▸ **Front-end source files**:
------------------------

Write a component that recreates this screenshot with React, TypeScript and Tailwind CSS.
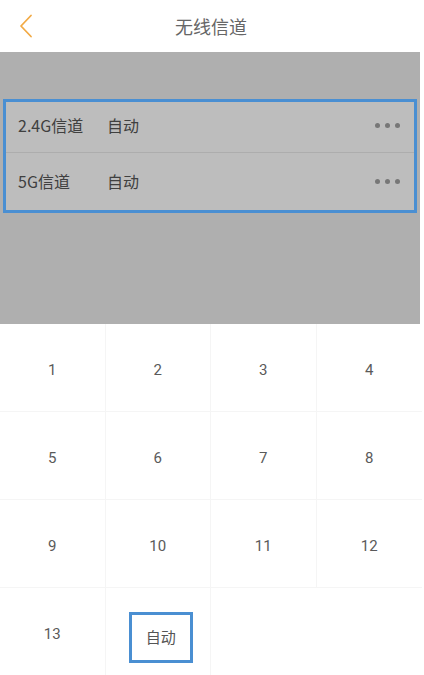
const cells = ['1', '2', '3', '4', '5', '6', '7', '8', '9', '10', '11', '12', '13'];

function Dots() {
  return (
    <div className="flex gap-[5px] mr-[14px]">
      <span className="w-[5px] h-[5px] rounded-full bg-[#777]" />
      <span className="w-[5px] h-[5px] rounded-full bg-[#777]" />
      <span className="w-[5px] h-[5px] rounded-full bg-[#777]" />
    </div>
  );
}

function Row({ label, value, last }: { label: string; value: string; last?: boolean }) {
  return (
    <div className={`flex items-center ${last ? 'h-[57px] pb-[1px]' : 'h-[51px] pb-[4px] border-b border-[#adadad]'}`}>
      <span className="w-[101px] pl-[12px] text-[#404040]">{label}</span>
      <span className="flex-1 text-[#404040]">{value}</span>
      <Dots />
    </div>
  );
}

export default function App() {
  return (
    <div
      className="w-[424px] h-[675px] bg-white overflow-hidden text-[16px]"
      style={{ fontFamily: '"Noto Sans CJK SC", Roboto, sans-serif' }}
    >
      <div className="w-[422px]">
        <div className="h-[52px] flex items-center relative">
          <svg className="ml-[19px]" width="14" height="24" viewBox="0 0 14 24" fill="none">
            <path d="M12 1.5 L2 12 L12 22.5" stroke="#f2aa45" strokeWidth="1.8" strokeLinecap="round" strokeLinejoin="round" />
          </svg>
          <div className="absolute inset-0 flex items-center justify-center text-[18px] text-[#666]">无线信道</div>
        </div>
        <div className="w-[420px] h-[272px] bg-[#afafaf] pt-[47px]">
          <div className="mx-[3px] border-[3px] border-[#4a8fd2] bg-[#bdbdbd]">
            <Row label="2.4G信道" value="自动" />
            <Row label="5G信道" value="自动" last />
          </div>
        </div>
        <div className="grid grid-cols-4">
          {cells.map((c, i) => (
            <div
              key={c}
              className={`h-[88px] pt-[5px] flex items-center justify-center text-[15px] text-[#5a5a5a] border-b border-[#f5f5f5] ${i % 4 === 3 ? '' : 'border-r'}`}
              style={{ fontFamily: 'Roboto, sans-serif' }}
            >
              {c}
            </div>
          ))}
          <div className="h-[88px] flex justify-center border-r border-[#f5f5f5]">
            <div className="ml-[6px] mt-[24px] w-[64px] h-[51px] border-[3px] border-[#4a8fd2] flex items-center justify-center text-[15px] text-[#555]">
              自动
            </div>
          </div>
        </div>
      </div>
    </div>
  );
}
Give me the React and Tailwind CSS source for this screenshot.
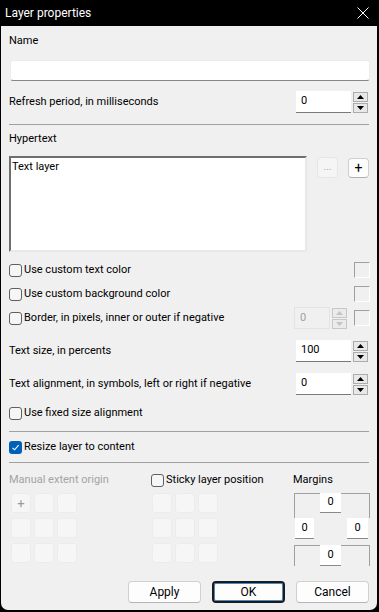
import React from 'react';

const FONT = { fontFamily: 'Roboto, "Liberation Sans", sans-serif' };

function Check({ checked }) {
    if (checked) {
        return (
            <span className="w-[13px] h-[13px] rounded-[3px] bg-[#005fb8] flex items-center justify-center shrink-0">
                <svg width="9" height="9" viewBox="0 0 9 9" fill="none"><path d="M1.5 4.8 L3.6 6.8 L7.6 2.2" stroke="white" strokeWidth="1.1" /></svg>
            </span>
        );
    }
    return <span className="w-[13px] h-[13px] rounded-[3px] border border-[#5f5f5f] bg-[#f6f6f6] shrink-0" />;
}

function Tri({ up, dim }) {
    return (
        <svg width="7" height="4" viewBox="0 0 7 4">
            <path d={up ? 'M0 4 L3.5 0 L7 4 Z' : 'M0 0 L3.5 4 L7 0 Z'} fill={dim ? '#a8a8a8' : '#000'} />
        </svg>
    );
}

function Spin({ value, dim }) {
    return (
        <div className="flex items-center h-[22px]">
            <div className={`h-[22px] flex items-center pl-[5px] ${dim ? 'w-[36px] text-[#a0a0a0] border border-[#e3e3e3]' : 'w-[55px] bg-white border-b border-[#7a7a7a]'}`}>{value}</div>
            <div className={`flex flex-col gap-[1px] ml-[2px] ${dim ? 'opacity-60' : ''}`}>
                <div className="w-[15px] h-[10px] bg-[#e8e8e8] border border-[#acacac] flex items-center justify-center"><Tri up dim={dim} /></div>
                <div className="w-[15px] h-[10px] bg-[#e8e8e8] border border-[#acacac] flex items-center justify-center"><Tri dim={dim} /></div>
            </div>
        </div>
    );
}

function ColorBox() {
    return <div className="w-[16px] h-[16px] border-t border-l border-[#a0a0a0] border-b border-r border-b-white border-r-white" />;
}

function Cell({ plus }) {
    return <div className="w-[20px] h-[20px] rounded-[3px] bg-[#f6f6f6] border border-[#ececec] flex items-center justify-center text-[#9a9a9a] text-[13px] leading-none">{plus ? '+' : ''}</div>;
}

function Grid3({ first }) {
    const cells = Array.from({ length: 9 }, (_, i) => i);
    return (
        <div className="grid grid-cols-[20px_20px_20px] gap-x-[3px] gap-y-[5px]">
            {cells.map(i => <Cell key={i} plus={first && i === 0} />)}
        </div>
    );
}

function Btn({ label, focus }) {
    return (
        <div className={`w-[73px] h-[22px] rounded-[4px] flex items-center justify-center bg-[#fdfdfd] text-[12px] ${focus ? 'border-2 border-[#1b1b1b] ring-1 ring-inset ring-[#4a8ac0]' : 'border border-[#d0d0d0] border-b-[#b5b5b5]'}`}>{label}</div>
    );
}

function MarginField({ className }) {
    return <div className={`bg-white border-b border-[#8a8a8a] flex items-center justify-center ${className}`}>0</div>;
}

export default function App() {
    return (
        <div className="w-[379px] h-[612px] bg-black flex flex-col text-[11px] text-black select-none" style={FONT}>
            {/* Title bar */}
            <div className="h-[26px] flex items-center justify-between pl-[5px] pr-[10px] text-white text-[12px] shrink-0">
                <span>Layer properties</span>
                <svg width="12" height="12" viewBox="0 0 12 12"><path d="M0.5 0.5 L11.5 11.5 M11.5 0.5 L0.5 11.5" stroke="white" strokeWidth="1" /></svg>
            </div>

            <div className="flex-1 ml-[1px] mr-[2px] mb-[2px] bg-[#f0f0f0] rounded-b-[7px] pl-[8px] pr-[7px] flex flex-col">
                <div className="h-[30px] flex items-center">Name</div>
                <div className="mt-[4px] ml-[1px] h-[21px] bg-white rounded-[3px] border border-[#ececec] border-b-[#868686]" />

                <div className="mt-[10px] h-[22px] flex items-center justify-between">
                    <span>Refresh period, in milliseconds</span>
                    <div className="mr-[2px]"><Spin value="0" /></div>
                </div>
                <div className="mt-[11px] h-px bg-[#a0a0a0] mr-[1px]" />

                <div className="h-[28px] flex items-center">Hypertext</div>
                <div className="mt-[3px] flex items-start">
                    <div className="w-[298px] h-[96px] bg-white border-2 border-t-[#6e6e6e] border-l-[#6e6e6e] border-b-[#e8e8e8] border-r-[#e8e8e8] px-[1px] leading-[18px]">Text layer</div>
                    <div className="ml-[10px] mt-[1px] w-[21px] h-[21px] rounded-[4px] bg-[#f5f5f5] border border-[#e6e6e6] flex items-center justify-center text-[#a8a8a8] text-[10px] pb-[3px]">...</div>
                    <div className="ml-[10px] mt-[2px] w-[21px] h-[20px] rounded-[4px] bg-[#fdfdfd] border border-[#d0d0d0] border-b-[#b0b0b0] flex items-center justify-center text-[14px]">+</div>
                </div>

                <div className="mt-[6px] h-[24px] flex items-center justify-between">
                    <div className="flex items-center gap-[2px]"><Check /><span>Use custom text color</span></div>
                    <ColorBox />
                </div>
                <div className="h-[24px] flex items-center justify-between">
                    <div className="flex items-center gap-[2px]"><Check /><span>Use custom background color</span></div>
                    <ColorBox />
                </div>
                <div className="h-[24px] flex items-center justify-between">
                    <div className="flex items-center gap-[2px]"><Check /><span>Border, in pixels, inner or outer if negative</span></div>
                    <div className="flex items-center gap-[7px]"><Spin value="0" dim /><ColorBox /></div>
                </div>

                <div className="mt-[10px] h-[22px] flex items-center justify-between">
                    <span>Text size, in percents</span>
                    <div className="mr-[2px]"><Spin value="100" /></div>
                </div>
                <div className="mt-[11px] h-[22px] flex items-center justify-between">
                    <span>Text alignment, in symbols, left or right if negative</span>
                    <div className="mr-[2px]"><Spin value="0" /></div>
                </div>
                <div className="mt-[8px] h-[20px] flex items-center gap-[2px]"><Check /><span>Use fixed size alignment</span></div>
                <div className="mt-[8px] h-px bg-[#a0a0a0] mr-[1px]" />
                <div className="h-[30px] flex items-center gap-[2px]"><Check checked /><span>Resize layer to content</span></div>
                <div className="h-px bg-[#a0a0a0] mr-[1px]" />

                <div className="flex mt-[8px]">
                    <div className="w-[142px]">
                        <div className="h-[18px] flex items-center text-[#a3a3a3]">Manual extent origin</div>
                        <div className="mt-[4px] ml-[2px]"><Grid3 first /></div>
                    </div>
                    <div className="w-[142px]">
                        <div className="h-[18px] flex items-center gap-[2px]"><Check /><span>Sticky layer position</span></div>
                        <div className="mt-[4px] ml-[1px]"><Grid3 /></div>
                    </div>
                    <div className="flex-1">
                        <div className="h-[18px] flex items-center">Margins</div>
                        <div className="mt-[4px] ml-[1px] grid grid-cols-[26px_21px_29px] grid-rows-[25px_27px_21px]">
                            <div className="border-t border-l border-[#a0a0a0]" />
                            <MarginField className="h-[20px]" />
                            <div className="border-t border-r border-[#a0a0a0]" />
                            <MarginField className="h-[21px] w-[19px] ml-[1px]" />
                            <div />
                            <MarginField className="h-[21px] w-[21px] ml-[6px]" />
                            <div className="border-t border-l border-[#a0a0a0]" />
                            <MarginField className="h-[21px]" />
                            <div className="border-t border-r border-[#a0a0a0]" />
                        </div>
                    </div>
                </div>

                <div className="mt-auto mb-[7px] flex justify-end gap-[11px] pr-[1px]">
                    <Btn label="Apply" />
                    <Btn label="OK" focus />
                    <Btn label="Cancel" />
                </div>
            </div>
        </div>
    );
}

------------------------

▸ **Exercise prompt**: Select and copy each line from the data that includes the word "React".

▸ **Result below**:
Write a component that recreates this screenshot with React, TypeScript and Tailwind CSS.
Give me the React and Tailwind CSS source for this screenshot.
import React from 'react';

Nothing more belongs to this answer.